Fue un espectáculo inusual. Las manifestaciones populares forzaron la renuncia de Ricardo Rosselló, gobernador de Puerto Rico.
Carlos Alberto Montaner/El político
Era la primera vez que algo así sucedía desde 1898, cuando Estados Unidos le arrebató a España la soberanía de la Isla en lo que se conocería como la Guerra Hispano-Estadounidense o Hispano-Cubana-Estadounidense.
Sin embargo, el núcleo central del conflicto permanece intacto. Aparentemente, las razones de este episodio tienen que ver con la corrupción del gobierno y la divulgación de un chat vulgar en el que Rosselló y unos veinte amiguetes y funcionarios hacen comentarios ofensivos sobre adversarios políticos, o artistas de primer orden, como Ricky Martin, pero esa no es toda la verdad.
Esa es la superficie. Debajo, como un fantasma del siglo XIX, yace el problema del estatus: independencia, autonomía o estadidad plena. Ante la manifiesta insensibilidad y estupidez de Rosselló y sus conmilitones, salieron a las calles los independentistas y los autonomistas o “populares”.
Tenían razón para estar indignados, pero las casi 900 páginas del chat eran anecdóticas. Resultaban una magnífica coartada. La clave oculta de la protesta era el estatus.
Conozco la Isla muy bien. Viví en ella de 1966 a 1970. Enseñé en una universidad privada y allí nos nació un hijo. Es un sitio hermoso y entrañable. Es verdad que ha pasado más de medio siglo, pero nada ha cambiado en el orden político desde 1898, salvo las proporciones de las tres tendencias.
Hace medio siglo los independentistas ocupaban el 5 % del censo electoral. Los autonomistas (o “estadolibristas”) eran, más o menos, el 60%, y los estadistas que deseaban transformar a la Isla en el estado número 51 de la Unión Americana se movían en torno al 35%.
Hoy parece que el independentismo continúa siendo el 5 % de los electores, mientras el resto de la población se divide a partes similares entre autonomistas y estadistas. Unas veces las elecciones las ganan los “populares” y otras los “estadistas”. Hace 50 años sólo ganaban los autonomistas.

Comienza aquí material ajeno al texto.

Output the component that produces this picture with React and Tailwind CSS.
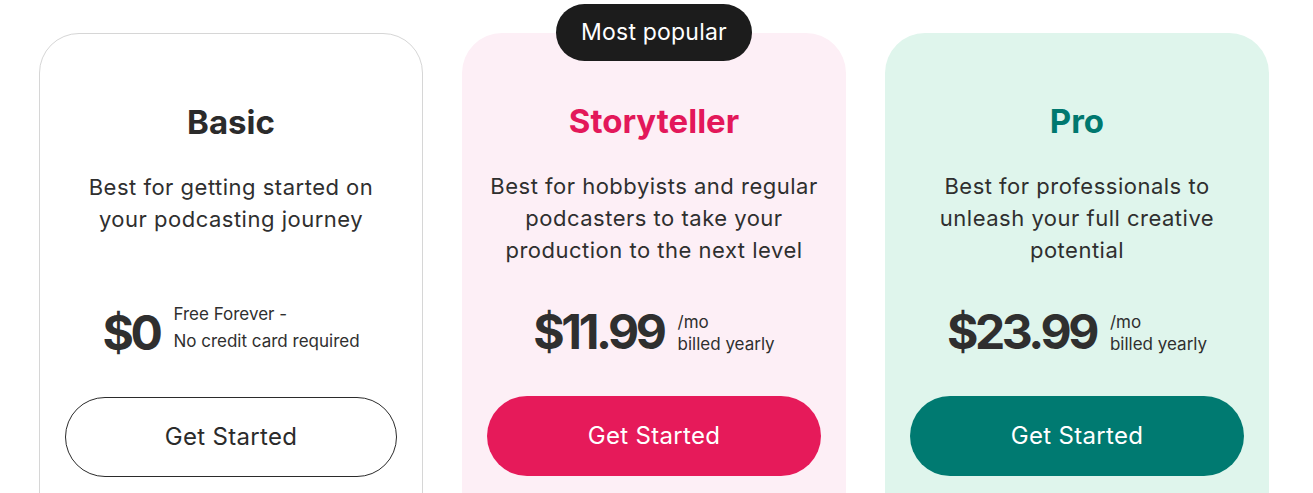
import React from "react";

const plans = [
  {
    name: "Basic",
    desc: ["Best for getting started on", "your podcasting journey"],
    price: "$0",
    note: ["Free Forever -", "No credit card required"],
    card: "bg-white border border-[#d6d6d6]",
    title: "text-[#2b2b2b]",
    button: "bg-white border-[1.5px] border-[#2b2b2b] text-[#2b2b2b]",
  },
  {
    name: "Storyteller",
    desc: ["Best for hobbyists and regular", "podcasters to take your", "production to the next level"],
    price: "$11.99",
    note: ["/mo", "billed yearly"],
    card: "bg-[#fdeff6]",
    title: "text-[#e3185a]",
    button: "bg-[#e61a5a] text-white",
    popular: true,
  },
  {
    name: "Pro",
    desc: ["Best for professionals to", "unleash your full creative", "potential"],
    price: "$23.99",
    note: ["/mo", "billed yearly"],
    card: "bg-[#dff5ec]",
    title: "text-[#00786f]",
    button: "bg-[#007a71] text-white",
  },
];

const PlanCard = ({ plan }) => {
  const free = plan.price === "$0";
  return (
    <div className={`relative w-[384px] h-[520px] rounded-[40px] px-[25px] pt-[68px] ${plan.card}`}>
      {plan.popular && (
        <div className="absolute left-1/2 -translate-x-1/2 -top-[29px] h-[57px] w-[196px] rounded-full bg-[#1c1c1c] text-white text-[23px] tracking-[0.2px] flex items-center justify-center">
          Most popular
        </div>
      )}
      <h2 className={`text-center text-[33px] leading-[40px] font-bold ${plan.title}`}>{plan.name}</h2>
      <div className="mt-[29px] h-[96px] text-center text-[22px] tracking-[0.5px] leading-[32px] text-[#2f2f2f]">
        {plan.desc.map((l) => (
          <p key={l}>{l}</p>
        ))}
      </div>
      <div className="mt-[36px] h-[60px] flex items-center justify-center gap-[14px] text-[#2f2f2f]">
        <span className="text-[48px] font-bold tracking-[-3.4px] leading-none">{plan.price}</span>
        <div className={`text-[17px] ${free ? "leading-[27px] -mt-[10px]" : "leading-[22px] mt-[2px]"}`}>
          <p>{plan.note[0]}</p>
          <p>{plan.note[1]}</p>
        </div>
      </div>
      <button className={`mt-[34px] w-full h-[80px] rounded-full text-[24px] tracking-[0.3px] ${plan.button}`}>
        Get Started
      </button>
    </div>
  );
};

export default function App() {
  return (
    <div className="h-[493px] overflow-hidden bg-white font-['Inter',sans-serif]">
      <div className="flex gap-[39px] pl-[39px] pt-[33px]">
        {plans.map((p) => (
          <PlanCard key={p.name} plan={p} />
        ))}
      </div>
    </div>
  );
}
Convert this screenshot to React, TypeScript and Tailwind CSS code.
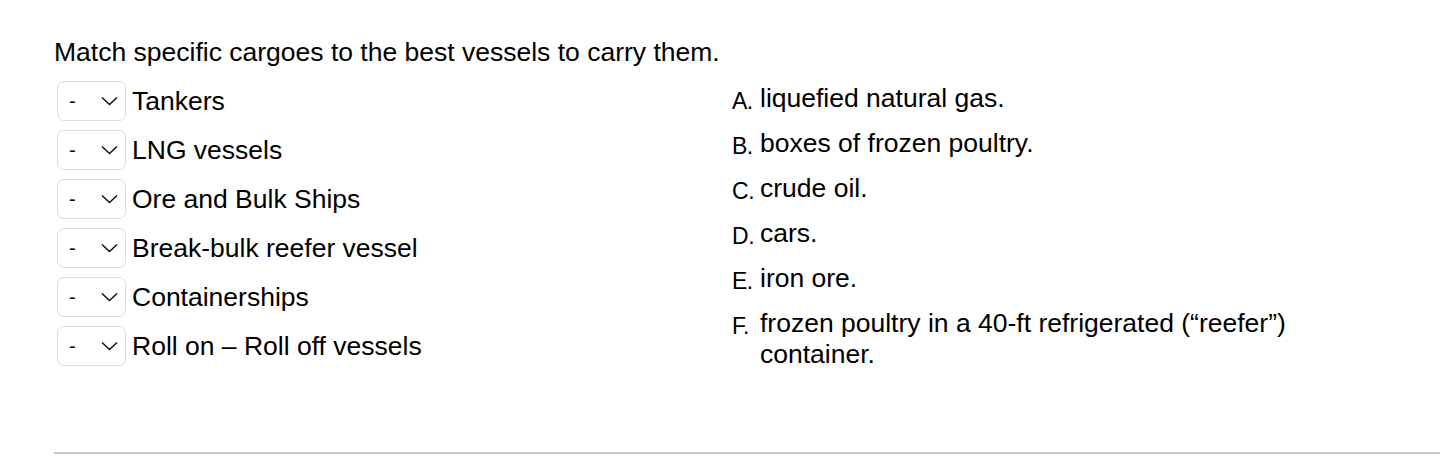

Esto me lo advirtió, con cierta melancolía, Wilfredo Braschi, un magnífico escritor, inteligentísimo, amigo de Luis Muñoz Marín, caudillo del autonomismo: “la tendencia es imparable. Cada vez será mayor el número de los partidarios de la estadidad”.
El golpe definitivo contra los independentistas puertorriqueños lo asestó el Congreso de Estados Unidos. En 1917, les otorgó la ciudadanía norteamericana a todos los boricuas nacidos o por nacer en la Isla. Eso les permitía instalarse en “territorio continental” sin limitaciones.
Hoy hay más de 5 millones en Estados Unidos y apenas 3,300,000 en Puerto Rico. (La Florida es el estado que posee el mayor número de puertorriqueños: más de un millón).
La estabilidad de la Isla, el estado de derecho, las instituciones republicanas, la ciudadanía norteamericana, a la que muy pocos boricuas están dispuestos a renunciar, las libertades individuales, y, en definitiva, los vínculos con Estados Unidos, hacen que los puertorriqueños cuenten con un per cápita de cuarenta mil dólares anuales, situándose a la cabeza de América Latina, aunque están a la cola de Estados Unidos.
Simultáneamente, no existe la pobreza extrema, ni niños que pasen hambre, carezcan de escuela o de atención médica. Incluso, se da la paradoja de que la esperanza de vida en Puerto Rico (unos 81 años) es algo más alta que la de Estados Unidos.
Lo mismo ocurre con la educación postsecundaria: el 47,1% de los boricuas participan de ella. Si bien es cierto que la media de Estados Unidos es 47.6%, los puertorriqueños superan a 20 de los 50 estados de la Unión.
Ninguno de estos datos objetivos niega los inmensos problemas que tiene la sociedad puertorriqueña: el consumo de drogas, la violencia relacionada con este flagelo, la enorme deuda externa o el tamaño proporcionalmente gigantesco de su sector público, pero, como suelen decir en la Isla, nada que no les permita “bregar” adecuadamente con esos conflictos.
¿Qué ocurrirá, en definitiva, a partir de la renuncia de Rosselló? Pues nada. Todo seguirá igual hasta que, dentro de muchos años, el número de estadistas sobrepase con creces a los autonomistas y pidan decididamente la incorporación a Estados Unidos. Esa es la tendencia observable. Me lo advirtió, melancólicamente, Wilfredo Braschi.